### The task
Transcribe the material verbatim in full; the pictures do not belong in the copy.

### Records for the exercise

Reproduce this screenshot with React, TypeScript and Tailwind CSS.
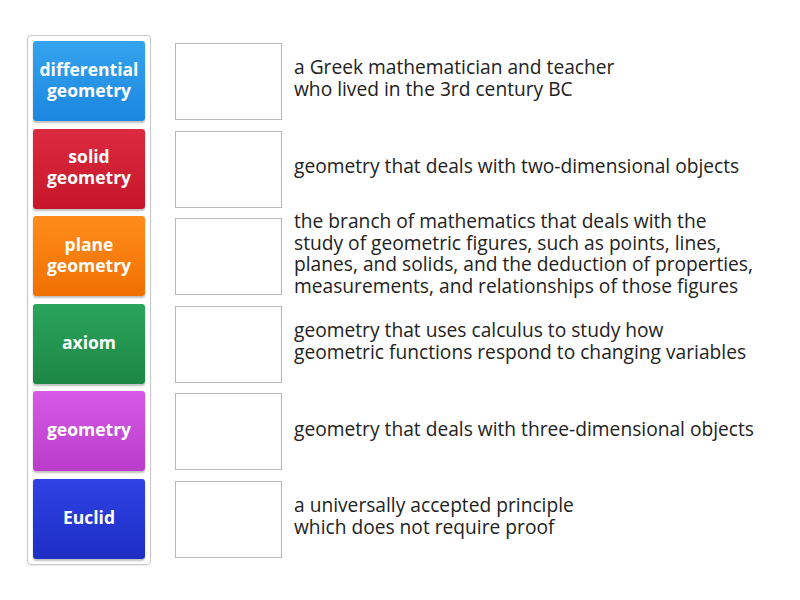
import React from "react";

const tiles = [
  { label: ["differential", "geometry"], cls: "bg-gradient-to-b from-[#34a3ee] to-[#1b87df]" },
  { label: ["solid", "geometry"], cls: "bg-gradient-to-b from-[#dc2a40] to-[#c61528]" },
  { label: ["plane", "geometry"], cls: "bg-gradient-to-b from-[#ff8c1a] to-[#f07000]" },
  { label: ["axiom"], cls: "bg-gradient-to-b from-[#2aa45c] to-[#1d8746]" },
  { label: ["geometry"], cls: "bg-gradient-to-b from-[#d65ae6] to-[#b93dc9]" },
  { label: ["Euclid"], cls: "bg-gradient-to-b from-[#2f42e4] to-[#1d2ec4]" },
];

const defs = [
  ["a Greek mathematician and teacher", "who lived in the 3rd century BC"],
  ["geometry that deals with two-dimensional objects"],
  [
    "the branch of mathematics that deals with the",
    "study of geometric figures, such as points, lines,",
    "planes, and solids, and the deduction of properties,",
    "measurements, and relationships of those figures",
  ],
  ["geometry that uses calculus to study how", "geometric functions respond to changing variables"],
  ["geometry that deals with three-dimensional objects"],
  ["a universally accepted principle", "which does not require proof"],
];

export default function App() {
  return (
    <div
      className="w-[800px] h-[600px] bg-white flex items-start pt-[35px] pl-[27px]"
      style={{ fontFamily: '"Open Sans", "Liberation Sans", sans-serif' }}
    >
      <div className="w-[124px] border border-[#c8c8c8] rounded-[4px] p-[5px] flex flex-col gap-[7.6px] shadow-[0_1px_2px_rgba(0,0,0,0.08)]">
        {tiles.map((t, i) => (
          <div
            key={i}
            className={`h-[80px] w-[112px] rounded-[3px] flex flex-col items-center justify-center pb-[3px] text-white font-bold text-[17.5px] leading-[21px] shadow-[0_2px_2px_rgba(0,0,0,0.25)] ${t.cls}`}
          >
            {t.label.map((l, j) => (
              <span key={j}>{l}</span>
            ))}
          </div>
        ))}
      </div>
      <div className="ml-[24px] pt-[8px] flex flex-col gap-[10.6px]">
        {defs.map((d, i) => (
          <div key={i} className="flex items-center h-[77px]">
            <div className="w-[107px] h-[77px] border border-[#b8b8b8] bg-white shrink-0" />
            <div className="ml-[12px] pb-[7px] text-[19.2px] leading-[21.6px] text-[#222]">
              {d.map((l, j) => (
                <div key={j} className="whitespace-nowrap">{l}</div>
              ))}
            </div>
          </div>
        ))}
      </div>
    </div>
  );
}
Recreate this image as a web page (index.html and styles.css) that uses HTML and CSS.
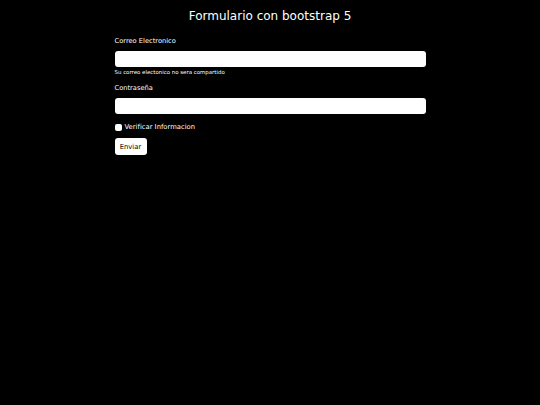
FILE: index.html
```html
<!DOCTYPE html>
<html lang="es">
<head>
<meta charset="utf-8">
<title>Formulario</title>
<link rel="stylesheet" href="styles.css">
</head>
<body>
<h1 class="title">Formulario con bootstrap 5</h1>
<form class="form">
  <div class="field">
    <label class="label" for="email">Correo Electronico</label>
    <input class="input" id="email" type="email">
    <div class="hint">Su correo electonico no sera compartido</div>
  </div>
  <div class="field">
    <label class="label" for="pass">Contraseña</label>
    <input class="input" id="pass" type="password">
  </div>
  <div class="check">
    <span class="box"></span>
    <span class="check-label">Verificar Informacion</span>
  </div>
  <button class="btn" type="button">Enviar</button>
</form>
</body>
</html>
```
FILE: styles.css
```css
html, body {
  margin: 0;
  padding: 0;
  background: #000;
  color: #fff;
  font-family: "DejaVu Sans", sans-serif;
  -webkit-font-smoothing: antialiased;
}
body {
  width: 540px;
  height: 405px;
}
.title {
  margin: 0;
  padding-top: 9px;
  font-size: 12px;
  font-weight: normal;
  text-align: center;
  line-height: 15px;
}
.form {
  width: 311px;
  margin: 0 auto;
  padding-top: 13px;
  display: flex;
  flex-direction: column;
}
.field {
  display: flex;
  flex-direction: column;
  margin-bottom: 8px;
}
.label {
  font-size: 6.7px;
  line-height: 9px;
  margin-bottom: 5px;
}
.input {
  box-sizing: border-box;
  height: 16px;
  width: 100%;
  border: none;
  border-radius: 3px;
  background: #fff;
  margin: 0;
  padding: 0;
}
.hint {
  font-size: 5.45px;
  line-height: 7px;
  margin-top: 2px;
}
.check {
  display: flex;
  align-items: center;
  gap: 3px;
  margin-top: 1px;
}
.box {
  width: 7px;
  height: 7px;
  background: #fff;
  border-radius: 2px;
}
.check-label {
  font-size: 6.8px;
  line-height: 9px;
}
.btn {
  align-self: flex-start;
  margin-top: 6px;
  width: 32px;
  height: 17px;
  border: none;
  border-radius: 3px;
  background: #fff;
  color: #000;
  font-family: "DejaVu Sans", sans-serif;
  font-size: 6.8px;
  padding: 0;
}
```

### Solution
Reproduce this screenshot with React, TypeScript and Tailwind CSS.
import React from "react";

const tiles = [
  { label: ["differential", "geometry"], cls: "bg-gradient-to-b from-[#34a3ee] to-[#1b87df]" },
  { label: ["solid", "geometry"], cls: "bg-gradient-to-b from-[#dc2a40] to-[#c61528]" },
  { label: ["plane", "geometry"], cls: "bg-gradient-to-b from-[#ff8c1a] to-[#f07000]" },
  { label: ["axiom"], cls: "bg-gradient-to-b from-[#2aa45c] to-[#1d8746]" },
  { label: ["geometry"], cls: "bg-gradient-to-b from-[#d65ae6] to-[#b93dc9]" },
  { label: ["Euclid"], cls: "bg-gradient-to-b from-[#2f42e4] to-[#1d2ec4]" },
];

const defs = [
  ["a Greek mathematician and teacher", "who lived in the 3rd century BC"],
  ["geometry that deals with two-dimensional objects"],
  [
    "the branch of mathematics that deals with the",
    "study of geometric figures, such as points, lines,",
    "planes, and solids, and the deduction of properties,",
    "measurements, and relationships of those figures",
  ],
  ["geometry that uses calculus to study how", "geometric functions respond to changing variables"],
  ["geometry that deals with three-dimensional objects"],
  ["a universally accepted principle", "which does not require proof"],
];

export default function App() {
  return (
    <div
      className="w-[800px] h-[600px] bg-white flex items-start pt-[35px] pl-[27px]"
      style={{ fontFamily: '"Open Sans", "Liberation Sans", sans-serif' }}
    >
      <div className="w-[124px] border border-[#c8c8c8] rounded-[4px] p-[5px] flex flex-col gap-[7.6px] shadow-[0_1px_2px_rgba(0,0,0,0.08)]">
        {tiles.map((t, i) => (
          <div
            key={i}
            className={`h-[80px] w-[112px] rounded-[3px] flex flex-col items-center justify-center pb-[3px] text-white font-bold text-[17.5px] leading-[21px] shadow-[0_2px_2px_rgba(0,0,0,0.25)] ${t.cls}`}
          >
            {t.label.map((l, j) => (
              <span key={j}>{l}</span>
            ))}
          </div>
        ))}
      </div>
      <div className="ml-[24px] pt-[8px] flex flex-col gap-[10.6px]">
        {defs.map((d, i) => (
          <div key={i} className="flex items-center h-[77px]">
            <div className="w-[107px] h-[77px] border border-[#b8b8b8] bg-white shrink-0" />
            <div className="ml-[12px] pb-[7px] text-[19.2px] leading-[21.6px] text-[#222]">
              {d.map((l, j) => (
                <div key={j} className="whitespace-nowrap">{l}</div>
              ))}
            </div>
          </div>
        ))}
      </div>
    </div>
  );
}
Recreate this image as a web page (index.html and styles.css) that uses HTML and CSS.
FILE: index.html
```html
<!DOCTYPE html>
<html lang="es">
<head>
<meta charset="utf-8">
<title>Formulario</title>
<link rel="stylesheet" href="styles.css">
</head>
<body>
<h1 class="title">Formulario con bootstrap 5</h1>
<form class="form">
  <div class="field">
    <label class="label" for="email">Correo Electronico</label>
    <input class="input" id="email" type="email">
    <div class="hint">Su correo electonico no sera compartido</div>
  </div>
  <div class="field">
    <label class="label" for="pass">Contraseña</label>
    <input class="input" id="pass" type="password">
  </div>
  <div class="check">
    <span class="box"></span>
    <span class="check-label">Verificar Informacion</span>
  </div>
  <button class="btn" type="button">Enviar</button>
</form>
</body>
</html>
```
FILE: styles.css
```css
html, body {
  margin: 0;
  padding: 0;
  background: #000;
  color: #fff;
  font-family: "DejaVu Sans", sans-serif;
  -webkit-font-smoothing: antialiased;
}
body {
  width: 540px;
  height: 405px;
}
.title {
  margin: 0;
  padding-top: 9px;
  font-size: 12px;
  font-weight: normal;
  text-align: center;
  line-height: 15px;
}
.form {
  width: 311px;
  margin: 0 auto;
  padding-top: 13px;
  display: flex;
  flex-direction: column;
}
.field {
  display: flex;
  flex-direction: column;
  margin-bottom: 8px;
}
.label {
  font-size: 6.7px;
  line-height: 9px;
  margin-bottom: 5px;
}
.input {
  box-sizing: border-box;
  height: 16px;
  width: 100%;
  border: none;
  border-radius: 3px;
  background: #fff;
  margin: 0;
  padding: 0;
}
.hint {
  font-size: 5.45px;
  line-height: 7px;
  margin-top: 2px;
}
.check {
  display: flex;
  align-items: center;
  gap: 3px;
  margin-top: 1px;
}
.box {
  width: 7px;
  height: 7px;
  background: #fff;
  border-radius: 2px;
}
.check-label {
  font-size: 6.8px;
  line-height: 9px;
}
.btn {
  align-self: flex-start;
  margin-top: 6px;
  width: 32px;
  height: 17px;
  border: none;
  border-radius: 3px;
  background: #fff;
  color: #000;
  font-family: "DejaVu Sans", sans-serif;
  font-size: 6.8px;
  padding: 0;
}
```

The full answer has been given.